There is no contention that the transcript of the evidence does not contain a full and correct report of the oral evidence adduced on the trial, and, although the transcript of the evidence should have been submitted to the appellee, or his counsel, before being approved by the court, we do not think a failure to so submit it would justify striking it from the record, when no reasonable objection can be urged against it. There is no merit in the motion to strike out the transcript of the evidence and it is overruled.
The evidence justifies the conclusion that appellant was guilty of so constructing its roadbed that the overflowing waters from the Brazos River were caused to be collected at a point above its roadbed and when released from confinement rushed across the land of appellee and damaged him in the sum found by the jury.

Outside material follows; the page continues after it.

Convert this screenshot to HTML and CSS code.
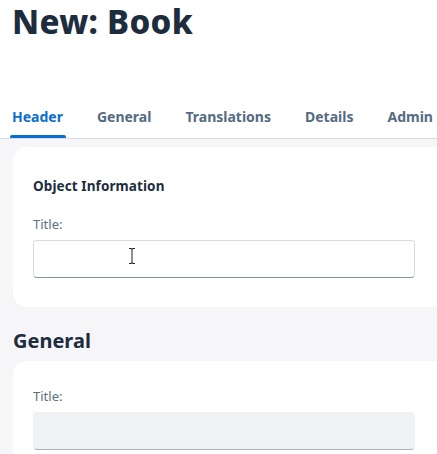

The negligence of appellant consisted in the failure to construct the necessary culverts or sluices as the natural lay of the land required for the necessary drainage thereof.

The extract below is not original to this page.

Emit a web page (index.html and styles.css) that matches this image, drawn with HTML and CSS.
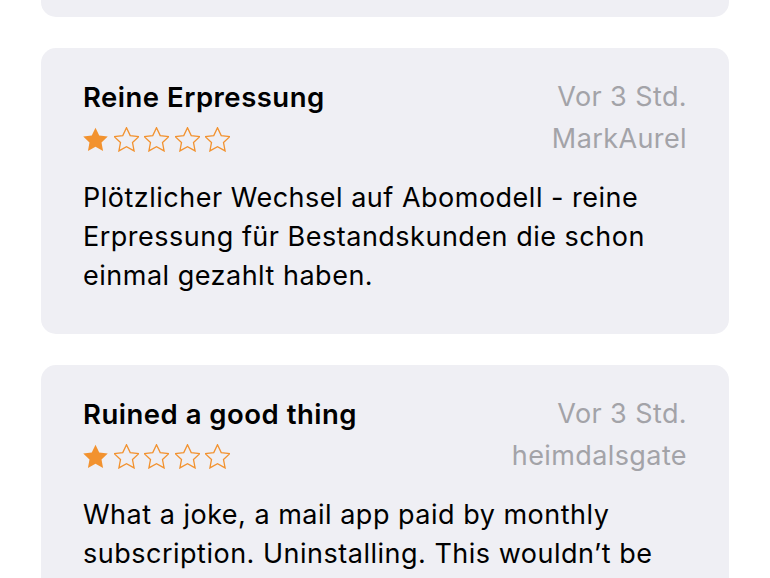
FILE: index.html
```html
<!DOCTYPE html>
<html lang="de">
<head>
<meta charset="utf-8">
<link rel="stylesheet" href="styles.css">
</head>
<body>
<div class="list">
  <div class="card card-top"></div>

  <div class="card">
    <div class="head">
      <div class="left">
        <div class="title">Reine Erpressung</div>
        <div class="stars">
          <svg class="star" viewBox="1.6 1.2 20.8 20.8"><path class="fill" d="M12 1.8l3.1 6.5 7.1.9-5.2 4.9 1.3 7L12 17.6l-6.3 3.5 1.3-7-5.2-4.9 7.1-.9z"/></svg>
          <svg class="star" viewBox="1.6 1.2 20.8 20.8"><path class="line" d="M12 1.8l3.1 6.5 7.1.9-5.2 4.9 1.3 7L12 17.6l-6.3 3.5 1.3-7-5.2-4.9 7.1-.9z"/></svg>
          <svg class="star" viewBox="1.6 1.2 20.8 20.8"><path class="line" d="M12 1.8l3.1 6.5 7.1.9-5.2 4.9 1.3 7L12 17.6l-6.3 3.5 1.3-7-5.2-4.9 7.1-.9z"/></svg>
          <svg class="star" viewBox="1.6 1.2 20.8 20.8"><path class="line" d="M12 1.8l3.1 6.5 7.1.9-5.2 4.9 1.3 7L12 17.6l-6.3 3.5 1.3-7-5.2-4.9 7.1-.9z"/></svg>
          <svg class="star" viewBox="1.6 1.2 20.8 20.8"><path class="line" d="M12 1.8l3.1 6.5 7.1.9-5.2 4.9 1.3 7L12 17.6l-6.3 3.5 1.3-7-5.2-4.9 7.1-.9z"/></svg>
        </div>
      </div>
      <div class="right">
        <div class="meta">Vor 3 Std.</div>
        <div class="meta">MarkAurel</div>
      </div>
    </div>
    <p class="body">Plötzlicher Wechsel auf Abomodell - reine Erpressung für Bestandskunden die schon einmal gezahlt haben.</p>
  </div>

  <div class="card">
    <div class="head">
      <div class="left">
        <div class="title">Ruined a good thing</div>
        <div class="stars">
          <svg class="star" viewBox="1.6 1.2 20.8 20.8"><path class="fill" d="M12 1.8l3.1 6.5 7.1.9-5.2 4.9 1.3 7L12 17.6l-6.3 3.5 1.3-7-5.2-4.9 7.1-.9z"/></svg>
          <svg class="star" viewBox="1.6 1.2 20.8 20.8"><path class="line" d="M12 1.8l3.1 6.5 7.1.9-5.2 4.9 1.3 7L12 17.6l-6.3 3.5 1.3-7-5.2-4.9 7.1-.9z"/></svg>
          <svg class="star" viewBox="1.6 1.2 20.8 20.8"><path class="line" d="M12 1.8l3.1 6.5 7.1.9-5.2 4.9 1.3 7L12 17.6l-6.3 3.5 1.3-7-5.2-4.9 7.1-.9z"/></svg>
          <svg class="star" viewBox="1.6 1.2 20.8 20.8"><path class="line" d="M12 1.8l3.1 6.5 7.1.9-5.2 4.9 1.3 7L12 17.6l-6.3 3.5 1.3-7-5.2-4.9 7.1-.9z"/></svg>
          <svg class="star" viewBox="1.6 1.2 20.8 20.8"><path class="line" d="M12 1.8l3.1 6.5 7.1.9-5.2 4.9 1.3 7L12 17.6l-6.3 3.5 1.3-7-5.2-4.9 7.1-.9z"/></svg>
        </div>
      </div>
      <div class="right">
        <div class="meta">Vor 3 Std.</div>
        <div class="meta">heimdalsgate</div>
      </div>
    </div>
    <p class="body">What a joke, a mail app paid by monthly subscription. Uninstalling. This wouldn’t be a problem if the app had stayed the same price as before.</p>
  </div>
</div>
</body>
</html>
```

FILE: styles.css
```css
html, body {
  margin: 0;
  padding: 0;
  background: #ffffff;
  overflow: hidden;
}
body {
  width: 770px;
  height: 578px;
  font-family: Inter, "Noto Sans", sans-serif;
  color: #000;
}
.list {
  padding: 0 41px;
  display: flex;
  flex-direction: column;
  gap: 31px;
}
.card {
  background: #efeff4;
  border-radius: 15px;
  padding: 33px 42px 39px;
}
.card-top {
  height: 100px;
  margin-top: -83px;
  padding: 0;
}
.head {
  display: flex;
  justify-content: space-between;
  align-items: flex-start;
}
.title {
  font-size: 27.5px;
  font-weight: 600;
  line-height: 32px;
  letter-spacing: 0.5px;
}
.stars {
  display: flex;
  gap: 5.5px;
  margin-top: 13.5px;
}
.star {
  width: 25px;
  height: 25px;
  display: block;
}
.fill {
  fill: #f2922f;
}
.line {
  fill: none;
  stroke: #f2922f;
  stroke-width: 1.1;
  stroke-linejoin: miter;
}
.right {
  text-align: right;
}
.meta {
  font-size: 27px;
  line-height: 32px;
  color: #a3a3a8;
  letter-spacing: 0.4px;
}
.meta + .meta {
  margin-top: 10px;
}
.body {
  margin: 23px 20px 0 0;
  font-size: 27px;
  line-height: 39px;
  letter-spacing: 0.5px;
}
```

The contention that article 4436, Revised Statutes, which provides that "in no case shall any railroad company construct a roadbed without first constructing the necessary culverts or sluices, as the natural lay of the land requires for the necessary drainage thereof," does not apply to water overflowing from a stream, but only to surface water, can not be sustained. (Gulf, C. S. F. Ry. v. Holliday, 65 Tex. 512; Sabine East Texas Ry. v. Wood, 69 Tex. 679; Gulf, C. S. F. Ry. v. Pool, 70 Tex. 713.)

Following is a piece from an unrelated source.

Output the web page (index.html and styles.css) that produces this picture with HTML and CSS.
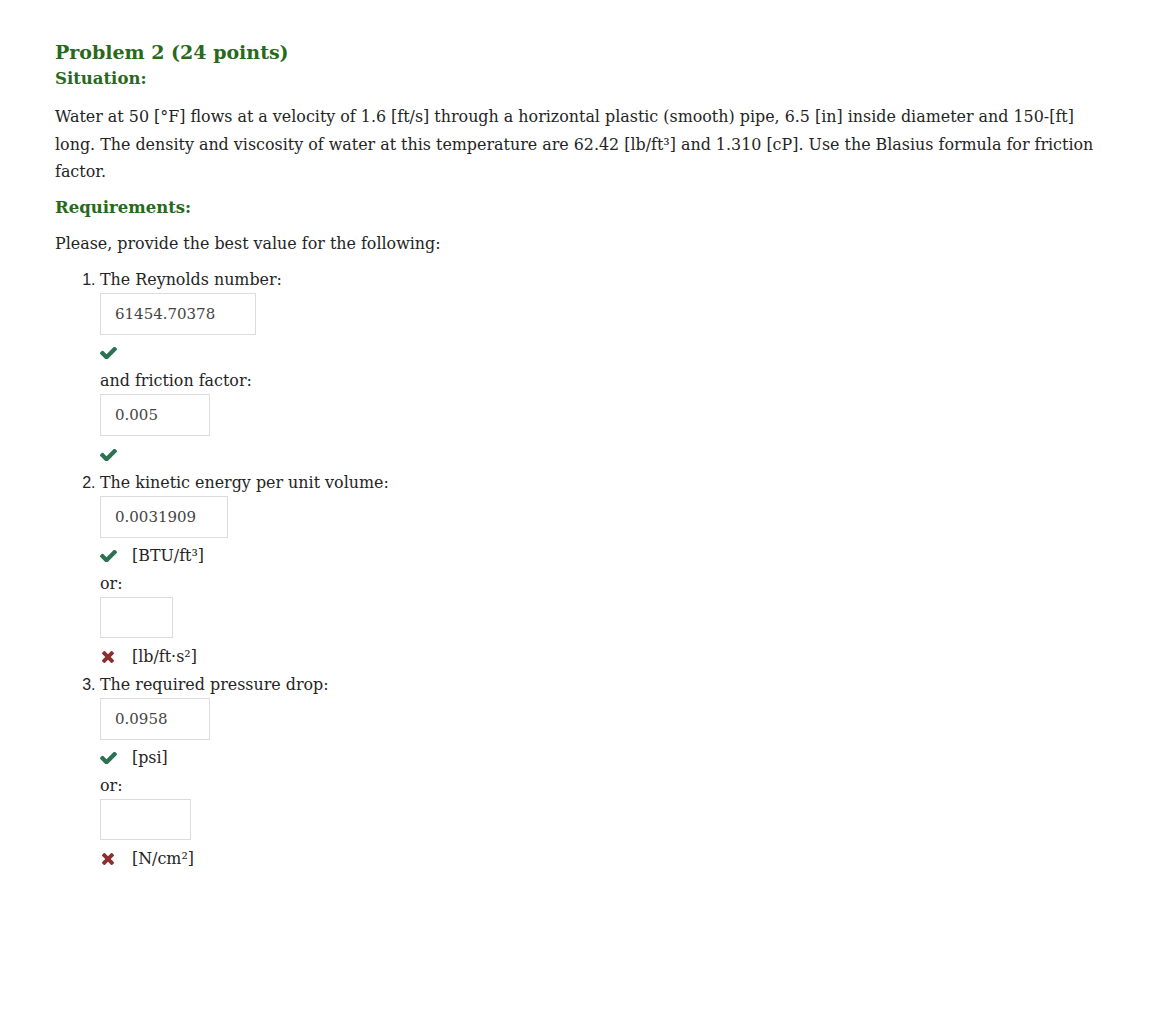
FILE: index.html
```html
<!DOCTYPE html>
<html lang="en">
<head>
<meta charset="utf-8">
<title>Problem 2</title>
<link rel="stylesheet" href="styles.css">
</head>
<body>
<div class="page">
  <h1 class="title">Problem 2 (24 points)</h1>
  <h2 class="sub">Situation:</h2>
  <p class="para">Water at 50 [°F] flows at a velocity of 1.6 [ft/s] through a horizontal plastic (smooth) pipe, 6.5 [in] inside diameter and 150-[ft] long. The density and viscosity of water at this temperature are 62.42 [lb/ft³] and 1.310 [cP]. Use the Blasius formula for friction factor.</p>
  <h2 class="sub req">Requirements:</h2>
  <p class="lead">Please, provide the best value for the following:</p>
  <ol class="items">
    <li class="item">
      <div class="label">The Reynolds number:</div>
      <div class="box w156">61454.70378</div>
      <div class="fb"><span class="ic"><svg class="check" viewBox="121 370 1550 1060"><path d="M1671 566q0 40-28 68l-724 724-136 136q-28 28-68 28t-68-28l-136-136-362-362q-28-28-28-68t28-68l136-136q28-28 68-28t68 28l294 295 656-657q28-28 68-28t68 28l136 136q28 28 28 68z"/></svg></span></div>
      <div class="label">and friction factor:</div>
      <div class="box w110">0.005</div>
      <div class="fb"><span class="ic"><svg class="check" viewBox="121 370 1550 1060"><path d="M1671 566q0 40-28 68l-724 724-136 136q-28 28-68 28t-68-28l-136-136-362-362q-28-28-28-68t28-68l136-136q28-28 68-28t68 28l294 295 656-657q28-28 68-28t68 28l136 136q28 28 28 68z"/></svg></span></div>
    </li>
    <li class="item">
      <div class="label">The kinetic energy per unit volume:</div>
      <div class="box w128">0.0031909</div>
      <div class="fb"><span class="ic"><svg class="check" viewBox="121 370 1550 1060"><path d="M1671 566q0 40-28 68l-724 724-136 136q-28 28-68 28t-68-28l-136-136-362-362q-28-28-28-68t28-68l136-136q28-28 68-28t68 28l294 295 656-657q28-28 68-28t68 28l136 136q28 28 28 68z"/></svg></span><span class="unit">[BTU/ft³]</span></div>
      <div class="label">or:</div>
      <div class="box w73"></div>
      <div class="fb"><span class="ic"><svg class="cross" viewBox="110 376 1188 1150"><path d="M1298 1322q0 40-28 68l-136 136q-28 28-68 28t-68-28l-294-294-294 294q-28 28-68 28t-68-28l-136-136q-28-28-28-68t28-68l294-294-294-294q-28-28-28-68t28-68l136-136q28-28 68-28t68 28l294 294 294-294q28-28 68-28t68 28l136 136q28 28 28 68t-28 68l-294 294 294 294q28 28 28 68z"/></svg></span><span class="unit">[lb/ft·s²]</span></div>
    </li>
    <li class="item">
      <div class="label">The required pressure drop:</div>
      <div class="box w110">0.0958</div>
      <div class="fb"><span class="ic"><svg class="check" viewBox="121 370 1550 1060"><path d="M1671 566q0 40-28 68l-724 724-136 136q-28 28-68 28t-68-28l-136-136-362-362q-28-28-28-68t28-68l136-136q28-28 68-28t68 28l294 295 656-657q28-28 68-28t68 28l136 136q28 28 28 68z"/></svg></span><span class="unit">[psi]</span></div>
      <div class="label">or:</div>
      <div class="box w91"></div>
      <div class="fb"><span class="ic"><svg class="cross" viewBox="110 376 1188 1150"><path d="M1298 1322q0 40-28 68l-136 136q-28 28-68 28t-68-28l-294-294-294 294q-28 28-68 28t-68-28l-136-136q-28-28-28-68t28-68l294-294-294-294q-28-28-28-68t28-68l136-136q28-28 68-28t68 28l294 294 294-294q28-28 68-28t68 28l136 136q28 28 28 68t-28 68l-294 294 294 294q28 28 28 68z"/></svg></span><span class="unit">[N/cm²]</span></div>
    </li>
  </ol>
</div>
</body>
</html>
```

FILE: styles.css
```css
html, body {
  margin: 0;
  padding: 0;
  background: #ffffff;
}

body {
  font-family: "DejaVu Serif", "Liberation Serif", serif;
  font-size: 15.9px;
  color: #242424;
}

.page {
  padding: 38px 0 0 55px;
  width: 1045px;
}

.title {
  margin: 0;
  font-size: 19px;
  line-height: 28px;
  font-weight: bold;
  color: #28691c;
}

.sub {
  margin: 0;
  font-size: 16.5px;
  line-height: 26px;
  font-weight: bold;
  color: #28691c;
}

.para {
  margin: 11px 0 0;
  line-height: 27.5px;
}

.req {
  margin-top: 9px;
}

.lead {
  margin: 9px 0 0;
  line-height: 27px;
}

.items {
  margin: 10px 0 0;
  padding: 0 0 0 45px;
}

.item::marker {
  font-family: "Liberation Sans", Arial, sans-serif;
  font-size: 16px;
}

.label {
  line-height: 26px;
}

.box {
  box-sizing: border-box;
  height: 42px;
  border: 1px solid #dcdcdc;
  padding: 0 14px;
  display: flex;
  align-items: center;
  font-size: 15px;
  color: #444;
}

.w156 { width: 156px; }
.w110 { width: 110px; }
.w128 { width: 128px; }
.w73 { width: 73px; height: 41px; }
.w91 { width: 91px; height: 41px; }

.fb {
  height: 33.5px;
  display: flex;
  align-items: center;
  padding-top: 4px;
  box-sizing: border-box;
}

.ic {
  width: 32px;
  display: flex;
  align-items: center;
}

.check {
  width: 17px;
  height: 12px;
  fill: #2a7252;
}

.cross {
  width: 12px;
  height: 12px;
  margin-left: 2px;
  fill: #8c2f2f;
}

.unit {
  line-height: 20px;
}
```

In the Holliday case the court said: "Railway companies are required by our statutes, in constructing their roads, to take into consideration the natural lay of the land, and to construct the necessary culverts or sluices for its necessary drainage. That they must use proper care in this respect, so as not to obstruct the waters of ordinary floods, to the damage of adjacent lands, is settled by the decisions of this court." Citing Houston G. N. Ry. v. Parker, 50 Tex. 342, and Gulf, C. S. F. Ry. v. Helsley, 62 Tex. 594.
It would be unreasonable to hold that a railway company would be liable for damages resulting from the accumulation of surface water, by the faulty construction of its roadbed, but not for such accumulation of the water from an ordinary overflow of a stream. The duty rested upon appellant to construct its roadbed so as not to interfere with the flow of flood water in an ordinary rise of a stream along or across which its road may run. It should have anticipated the accumulation of flood water from the overflow, and have built its roadbed with sufficient openings to carry off with expedition, the water from all but unprecedented floods. This proposition is too thoroughly settled to require further discussion. It was not pleaded, nor proved that there was an unprecedented *Page 390 or extraordinary rise of the Brazos River at the time the damage took place.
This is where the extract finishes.